● GIVEN EXERCISE
Copy out every line exactly, passing over the pictures.

● GIVEN MATERIAL
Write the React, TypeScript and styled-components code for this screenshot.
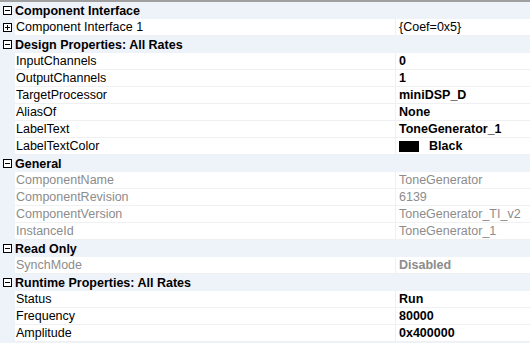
import React from "react";
import styled, { createGlobalStyle } from "styled-components";

type Prop = {
  name: string;
  value: string;
  readOnly?: boolean;
  plain?: boolean;
  swatch?: string;
  expandable?: boolean;
};

type Category = {
  title: string;
  props: Prop[];
};

const categories: Category[] = [
  {
    title: "Component Interface",
    props: [
      { name: "Component Interface 1", value: "{Coef=0x5}", expandable: true, plain: true },
    ],
  },
  {
    title: "Design Properties: All Rates",
    props: [
      { name: "InputChannels", value: "0" },
      { name: "OutputChannels", value: "1" },
      { name: "TargetProcessor", value: "miniDSP_D" },
      { name: "AliasOf", value: "None" },
      { name: "LabelText", value: "ToneGenerator_1" },
      { name: "LabelTextColor", value: "Black", swatch: "#000" },
    ],
  },
  {
    title: "General",
    props: [
      { name: "ComponentName", value: "ToneGenerator", readOnly: true, plain: true },
      { name: "ComponentRevision", value: "6139", readOnly: true, plain: true },
      { name: "ComponentVersion", value: "ToneGenerator_TI_v2", readOnly: true, plain: true },
      { name: "InstanceId", value: "ToneGenerator_1", readOnly: true, plain: true },
    ],
  },
  {
    title: "Read Only",
    props: [{ name: "SynchMode", value: "Disabled", readOnly: true }],
  },
  {
    title: "Runtime Properties: All Rates",
    props: [
      { name: "Status", value: "Run" },
      { name: "Frequency", value: "80000" },
      { name: "Amplitude", value: "0x400000" },
    ],
  },
];

const GlobalStyle = createGlobalStyle`
  body {
    margin: 0;
    background: #fff;
    font-family: "Liberation Sans", Arial, sans-serif;
    font-size: 12px;
  }
`;

const Grid = styled.div`
  width: 530px;
  height: 343px;
  overflow: hidden;
  border-top: 2px solid #a0a0a0;
  box-sizing: border-box;
  background: #eef2f9;
`;

const CategoryRow = styled.div`
  display: grid;
  grid-template-columns: 15px 1fr;
  align-items: center;
  height: 17px;
  background: #eef2f9;
  font-weight: bold;
  font-size: 12.5px;
  color: #000;
`;

const PropRow = styled.div`
  display: grid;
  grid-template-columns: 15px 381px 1fr;
  height: 17px;
`;

const Margin = styled.div`
  display: flex;
  align-items: center;
  justify-content: center;
  background: #eef2f9;
`;

const Cell = styled.div<{ $value?: boolean; $readOnly?: boolean; $plain?: boolean }>`
  display: flex;
  align-items: center;
  gap: 10px;
  background: #fff;
  border-bottom: 1px solid #eef0f2;
  border-right: ${(p) => (p.$value ? "none" : "1px solid #eef0f2")};
  padding-left: ${(p) => (p.$value ? "3px" : "1px")};
  font-size: 12.5px;
  font-weight: ${(p) => (p.$value && !p.$plain ? "bold" : "normal")};
  color: ${(p) => (p.$readOnly ? "#8c8c8c" : "#000")};
  white-space: nowrap;
  overflow: hidden;
`;

const Swatch = styled.span`
  display: inline-block;
  width: 20px;
  height: 11px;
  background: #000;
`;

const ToggleBox = styled.svg`
  display: block;
`;

const Toggle = ({ open }: { open: boolean }) => (
  <ToggleBox width="9" height="9" viewBox="0 0 9 9">
    <rect x="0.5" y="0.5" width="8" height="8" fill="#fff" stroke="#000" />
    <line x1="2" y1="4.5" x2="7" y2="4.5" stroke="#000" />
    {!open && <line x1="4.5" y1="2" x2="4.5" y2="7" stroke="#000" />}
  </ToggleBox>
);

export default function App() {
  return (
    <>
      <GlobalStyle />
      <Grid>
        {categories.map((c) => (
          <React.Fragment key={c.title}>
            <CategoryRow>
              <Margin>
                <Toggle open />
              </Margin>
              <span>{c.title}</span>
            </CategoryRow>
            {c.props.map((p) => (
              <PropRow key={p.name}>
                <Margin>{p.expandable && <Toggle open={false} />}</Margin>
                <Cell $readOnly={p.readOnly}>{p.name}</Cell>
                <Cell $value $readOnly={p.readOnly} $plain={p.plain}>
                  {p.swatch && <Swatch style={{ background: p.swatch }} />}
                  {p.value}
                </Cell>
              </PropRow>
            ))}
          </React.Fragment>
        ))}
      </Grid>
    </>
  );
}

● ANSWER TO THE PROBLEM
Write the React, TypeScript and styled-components code for this screenshot.
import React from "react";
import styled, { createGlobalStyle } from "styled-components";

type Prop = {
  name: string;
  value: string;
  readOnly?: boolean;
  plain?: boolean;
  swatch?: string;
  expandable?: boolean;
};

type Category = {
  title: string;
  props: Prop[];
};

const categories: Category[] = [
  {
    title: "Component Interface",
    props: [
      { name: "Component Interface 1", value: "{Coef=0x5}", expandable: true, plain: true },
    ],
  },
  {
    title: "Design Properties: All Rates",
    props: [
      { name: "InputChannels", value: "0" },
      { name: "OutputChannels", value: "1" },
      { name: "TargetProcessor", value: "miniDSP_D" },
      { name: "AliasOf", value: "None" },
      { name: "LabelText", value: "ToneGenerator_1" },
      { name: "LabelTextColor", value: "Black", swatch: "#000" },
    ],
  },
  {
    title: "General",
    props: [
      { name: "ComponentName", value: "ToneGenerator", readOnly: true, plain: true },
      { name: "ComponentRevision", value: "6139", readOnly: true, plain: true },
      { name: "ComponentVersion", value: "ToneGenerator_TI_v2", readOnly: true, plain: true },
      { name: "InstanceId", value: "ToneGenerator_1", readOnly: true, plain: true },
    ],
  },
  {
    title: "Read Only",
    props: [{ name: "SynchMode", value: "Disabled", readOnly: true }],
  },
  {
    title: "Runtime Properties: All Rates",
    props: [
      { name: "Status", value: "Run" },
      { name: "Frequency", value: "80000" },
      { name: "Amplitude", value: "0x400000" },
    ],
  },
];

const GlobalStyle = createGlobalStyle`
  body {
    margin: 0;
    background: #fff;
    font-family: "Liberation Sans", Arial, sans-serif;
    font-size: 12px;
  }
`;

const Grid = styled.div`
  width: 530px;
  height: 343px;
  overflow: hidden;
  border-top: 2px solid #a0a0a0;
  box-sizing: border-box;
  background: #eef2f9;
`;

const CategoryRow = styled.div`
  display: grid;
  grid-template-columns: 15px 1fr;
  align-items: center;
  height: 17px;
  background: #eef2f9;
  font-weight: bold;
  font-size: 12.5px;
  color: #000;
`;

const PropRow = styled.div`
  display: grid;
  grid-template-columns: 15px 381px 1fr;
  height: 17px;
`;

const Margin = styled.div`
  display: flex;
  align-items: center;
  justify-content: center;
  background: #eef2f9;
`;

const Cell = styled.div<{ $value?: boolean; $readOnly?: boolean; $plain?: boolean }>`
  display: flex;
  align-items: center;
  gap: 10px;
  background: #fff;
  border-bottom: 1px solid #eef0f2;
  border-right: ${(p) => (p.$value ? "none" : "1px solid #eef0f2")};
  padding-left: ${(p) => (p.$value ? "3px" : "1px")};
  font-size: 12.5px;
  font-weight: ${(p) => (p.$value && !p.$plain ? "bold" : "normal")};
  color: ${(p) => (p.$readOnly ? "#8c8c8c" : "#000")};
  white-space: nowrap;
  overflow: hidden;
`;

const Swatch = styled.span`
  display: inline-block;
  width: 20px;
  height: 11px;
  background: #000;
`;

const ToggleBox = styled.svg`
  display: block;
`;

const Toggle = ({ open }: { open: boolean }) => (
  <ToggleBox width="9" height="9" viewBox="0 0 9 9">
    <rect x="0.5" y="0.5" width="8" height="8" fill="#fff" stroke="#000" />
    <line x1="2" y1="4.5" x2="7" y2="4.5" stroke="#000" />
    {!open && <line x1="4.5" y1="2" x2="4.5" y2="7" stroke="#000" />}
  </ToggleBox>
);

export default function App() {
  return (
    <>
      <GlobalStyle />
      <Grid>
        {categories.map((c) => (
          <React.Fragment key={c.title}>
            <CategoryRow>
              <Margin>
                <Toggle open />
              </Margin>
              <span>{c.title}</span>
            </CategoryRow>
            {c.props.map((p) => (
              <PropRow key={p.name}>
                <Margin>{p.expandable && <Toggle open={false} />}</Margin>
                <Cell $readOnly={p.readOnly}>{p.name}</Cell>
                <Cell $value $readOnly={p.readOnly} $plain={p.plain}>
                  {p.swatch && <Swatch style={{ background: p.swatch }} />}
                  {p.value}
                </Cell>
              </PropRow>
            ))}
          </React.Fragment>
        ))}
      </Grid>
    </>
  );
}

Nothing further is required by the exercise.